Post-Mediation Communications
The court considered the communications between the parties following the mediation, which indicated that neither side believed they had reached a binding settlement agreement. The parties jointly requested a continuance of a status hearing without indicating that they had reached a settlement, which the court interpreted as a sign that they were still negotiating. Craftwood's counsel raised issues regarding how each class member's claim would be calculated during post-mediation discussions, further pointing to a lack of consensus on essential terms. This lack of agreement on material provisions was significant in the court's assessment of whether a binding settlement had been achieved. The court concluded that the parties' actions and communications showed they did not view the Term Sheet as final or binding, reinforcing its determination that no enforceable agreement existed.
Conclusion of the Court
Ultimately, the court held that the Term Sheet did not constitute an enforceable settlement agreement due to the absence of essential terms and the ambiguity surrounding the parties' intent to be bound.

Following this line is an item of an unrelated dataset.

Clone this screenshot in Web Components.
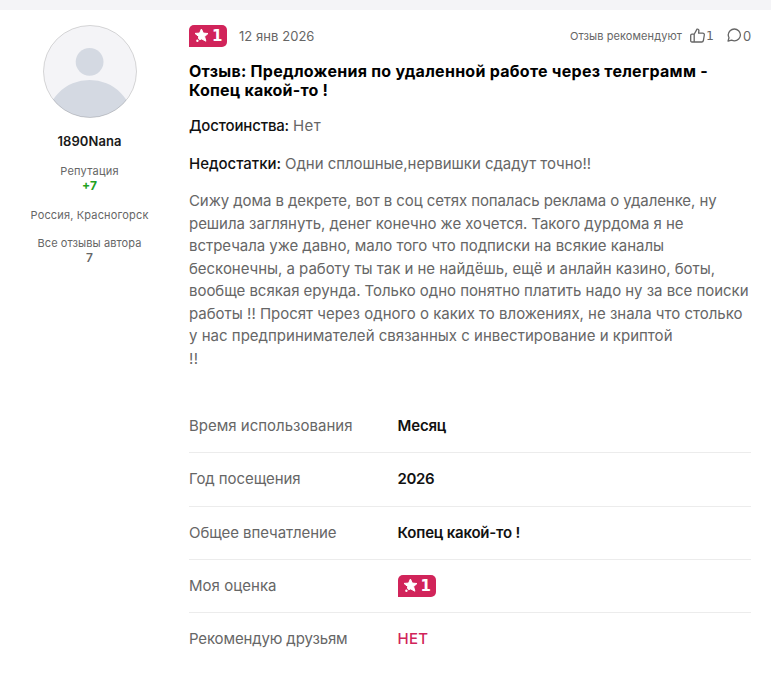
<!DOCTYPE html>
<html lang="ru">
<head>
<meta charset="utf-8">
<title>Отзыв</title>
<style>
html,body{margin:0;background:#fff}
body{font-family:Inter,"Liberation Sans",sans-serif;color:#666;overflow:hidden}
</style>
</head>
<body>
<review-page></review-page>
<script>
// A single line of text whose tracking is adjusted to a given measure.
class FitLine extends HTMLElement {
  connectedCallback() {
    const root = this.attachShadow({mode: 'open'});
    root.innerHTML = '<style>:host{display:block;white-space:nowrap}span{display:inline-block}</style><span><slot></slot></span>';
    const span = root.querySelector('span');
    const want = +this.getAttribute('w');
    const n = this.textContent.length;
    const have = span.getBoundingClientRect().width;
    const gap = (want - have) / n;
    span.style.letterSpacing = gap.toFixed(3) + 'px';
  }
}

class RatingBadge extends HTMLElement {
  connectedCallback() {
    this.attachShadow({mode: 'open'}).innerHTML = `<style>
      :host{display:flex;align-items:center;box-sizing:border-box;width:38px;height:22px;padding-left:5px;gap:3px;background:#d1245a;border-radius:5px 5px 5px 0;color:#fff;font:700 15px/22px "DejaVu Sans",sans-serif}
      svg{display:block;flex:none;margin-top:-1px}
    </style>
    <svg width="15" height="15" viewBox="0 0 15 15"><path fill="#fff" stroke="#fff" stroke-width="1" stroke-linejoin="round" d="M7.4 1 9.3 5.1 14 5.5 10.6 8.6 11.9 13.2 7.7 10.9 5.6 11.7 4.5 10.2 4.7 8.5 1 5.4 5.6 5.1Z"/><circle cx="3.4" cy="12.8" r="1.2" fill="#fff"/></svg>
    <slot></slot>`;
  }
}

class UserAvatar extends HTMLElement {
  connectedCallback() {
    this.attachShadow({mode: 'open'}).innerHTML = `<style>:host{display:block;width:94px;height:93px}svg{display:block}</style>
    <svg width="94" height="93" viewBox="0 0 94 93"><defs><clipPath id="c"><ellipse cx="47" cy="46.5" rx="46.5" ry="46"/></clipPath></defs>
    <g clip-path="url(#c)"><rect width="94" height="93" fill="#f4f4f7"/><circle cx="46.6" cy="36.8" r="13.9" fill="#d4d9e2"/><ellipse cx="46.6" cy="99" rx="44" ry="44" fill="#d4d9e2"/></g>
    <ellipse cx="47" cy="46.5" rx="46.5" ry="46" fill="none" stroke="#000" stroke-opacity=".15"/></svg>`;
  }
}

class AuthorCard extends HTMLElement {
  connectedCallback() {
    this.attachShadow({mode: 'open'}).innerHTML = `<style>
      :host{display:flex;flex-direction:column;align-items:center;width:179px;flex:none;padding-top:15px;font-size:11px;line-height:14px;box-sizing:border-box}
      .name{font-size:13px;font-weight:600;line-height:20px;color:#1a1a1a;margin:13px 0}
      .up{color:#21a121;font-weight:700;font-size:12px;padding-top:1px;margin-bottom:15px}
      .place{margin-bottom:14px}
      .count{font-size:12px;font-weight:600;line-height:14px;padding-top:1px}
    </style>
    <user-avatar></user-avatar>
    <fit-line class="name" w="64">1890Nana</fit-line>
    <fit-line w="58.5">Репутация</fit-line>
    <div class="up">+7</div>
    <fit-line class="place" w="118">Россия, Красногорск</fit-line>
    <fit-line w="104">Все отзывы автора</fit-line>
    <div class="count">7</div>`;
  }
}

class ReviewHead extends HTMLElement {
  connectedCallback() {
    this.attachShadow({mode: 'open'}).innerHTML = `<style>
      :host{display:flex;align-items:center;height:22px}
      .date{font-size:13px;margin-left:12px}
      .rec{font-size:11px;margin-left:auto}
      .n{font-size:13px;line-height:16px;width:8px}
      .one{font-family:"DejaVu Sans",sans-serif;font-size:12.5px}
      svg{display:block;fill:none;stroke:#666;stroke-width:1.3;stroke-linejoin:round;stroke-linecap:round}
      .up{margin:-1px 1px 0 8px}.talk{margin:-2px 1px 0 13px}
    </style>
    <rating-badge>1</rating-badge>
    <fit-line class="date" w="75.5">12 янв 2026</fit-line>
    <fit-line class="rec" w="112">Отзыв рекомендуют</fit-line>
    <svg class="up" width="15" height="15" viewBox="0 0 15 15"><path d="M4.2 6.2 7 1.1C8.2.8 9 1.6 8.9 2.7L8.6 5.1H12.6C13.8 5.1 14.5 6 14.3 7L13.4 12.5C13.2 13.5 12.6 14 11.7 14H2C1.2 14 .7 13.5.7 12.7V7.6C.7 6.7 1.2 6.2 2 6.2H4.2V14"/></svg><span class="n one">1</span>
    <svg class="talk" width="15" height="15" viewBox="0 0 15 15"><path d="M1 13.2 2 9.8C.8 7.4 1.3 4.5 3.1 2.7 5.4.4 9.3.4 11.6 2.7 14 5 14 8.7 11.7 11 9.9 12.8 7 13.3 4.6 12.2Z"/></svg><span class="n">0</span>`;
  }
}

class DetailRow extends HTMLElement {
  connectedCallback() {
    this.attachShadow({mode: 'open'}).innerHTML = `<style>
      :host{display:grid;grid-template-columns:208.6px 1fr;align-items:center;box-sizing:border-box;height:53.3px;border-bottom:1px solid #ececec;font-size:15px;line-height:22px}
      :host(:last-of-type){border-bottom-color:transparent}
      .v{color:#111;font-weight:600}
    </style>
    <fit-line w="${this.getAttribute('lw')}">${this.getAttribute('label')}</fit-line><div class="v"><slot></slot></div>`;
  }
}

class ReviewPage extends HTMLElement {
  connectedCallback() {
    this.attachShadow({mode: 'open'}).innerHTML = `<style>
      :host{display:block}
      .band{height:10px;background:#f4f4f7}
      .cols{display:flex}
      main{box-sizing:border-box;width:572px;padding:15px 0 0 10px;font-size:15px;line-height:22.5px}
      h1{margin:15px 0;font-size:16px;line-height:19px;font-weight:700;color:#000}
      .p{display:flex;gap:4px;margin-bottom:15px}
      b{font-weight:550;color:#111}
      .text{margin-bottom:30px}
      .no{color:#d1245a;font-weight:500}
    </style>
    <div class="band"></div>
    <div class="cols"><author-card></author-card>
    <main><review-head></review-head>
      <h1><fit-line w="519">Отзыв: Предложения по удаленной работе через телеграмм -</fit-line><fit-line w="139">Копец какой-то !</fit-line></h1>
      <div class="p"><b><fit-line w="100">Достоинства:</fit-line></b><fit-line w="28">Нет</fit-line></div>
      <div class="p"><b><fit-line w="92">Недостатки:</fit-line></b><fit-line w="306">Одни сплошные,нервишки сдадут точно!!</fit-line></div>
      <div class="text">
        <fit-line w="527.5">Сижу дома в декрете, вот в соц сетях попалась реклама о удаленке, ну</fit-line>
        <fit-line w="494.5">решила заглянуть, денег конечно же хочется. Такого дурдома я не</fit-line>
        <fit-line w="475">встречала уже давно, мало того что подписки на всякие каналы</fit-line>
        <fit-line w="526">бесконечны, а работу ты так и не найдёшь, ещё и анлайн казино, боты,</fit-line>
        <fit-line w="559.5">вообще всякая ерунда. Только одно понятно платить надо ну за все поиски</fit-line>
        <fit-line w="553.5">работы !! Просят через одного о каких то вложениях, не знала что столько</fit-line>
        <fit-line w="483.5">у нас предпринимателей связанных с инвестирование и криптой</fit-line>
        <fit-line w="9.5">!!</fit-line>
      </div>
      <detail-row label="Время использования" lw="163.5"><fit-line w="48.5">Месяц</fit-line></detail-row>
      <detail-row label="Год посещения" lw="111.5"><fit-line w="36.5">2026</fit-line></detail-row>
      <detail-row label="Общее впечатление" lw="147.5"><fit-line w="122.5">Копец какой-то !</fit-line></detail-row>
      <detail-row label="Моя оценка" lw="87.5"><rating-badge>1</rating-badge></detail-row>
      <detail-row label="Рекомендую друзьям" lw="158.5"><fit-line class="no" w="30.5">НЕТ</fit-line></detail-row>
    </main></div>`;
  }
}
customElements.define('fit-line', FitLine);
customElements.define('rating-badge', RatingBadge);
customElements.define('user-avatar', UserAvatar);
customElements.define('author-card', AuthorCard);
customElements.define('review-head', ReviewHead);
customElements.define('detail-row', DetailRow);
customElements.define('review-page', ReviewPage);
</script>
</body>
</html>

The court clarified that under Illinois law, a settlement agreement must include all material terms and clearly reflect mutual intent to be bound by those terms. The court found that the missing claim amount, the lack of release terms, and other unresolved issues rendered the Term Sheet ineffective as a binding contract. As a result, the court concluded that Craftwood and Interline had not entered into an enforceable settlement agreement, and it scheduled a status hearing to address further proceedings in the case.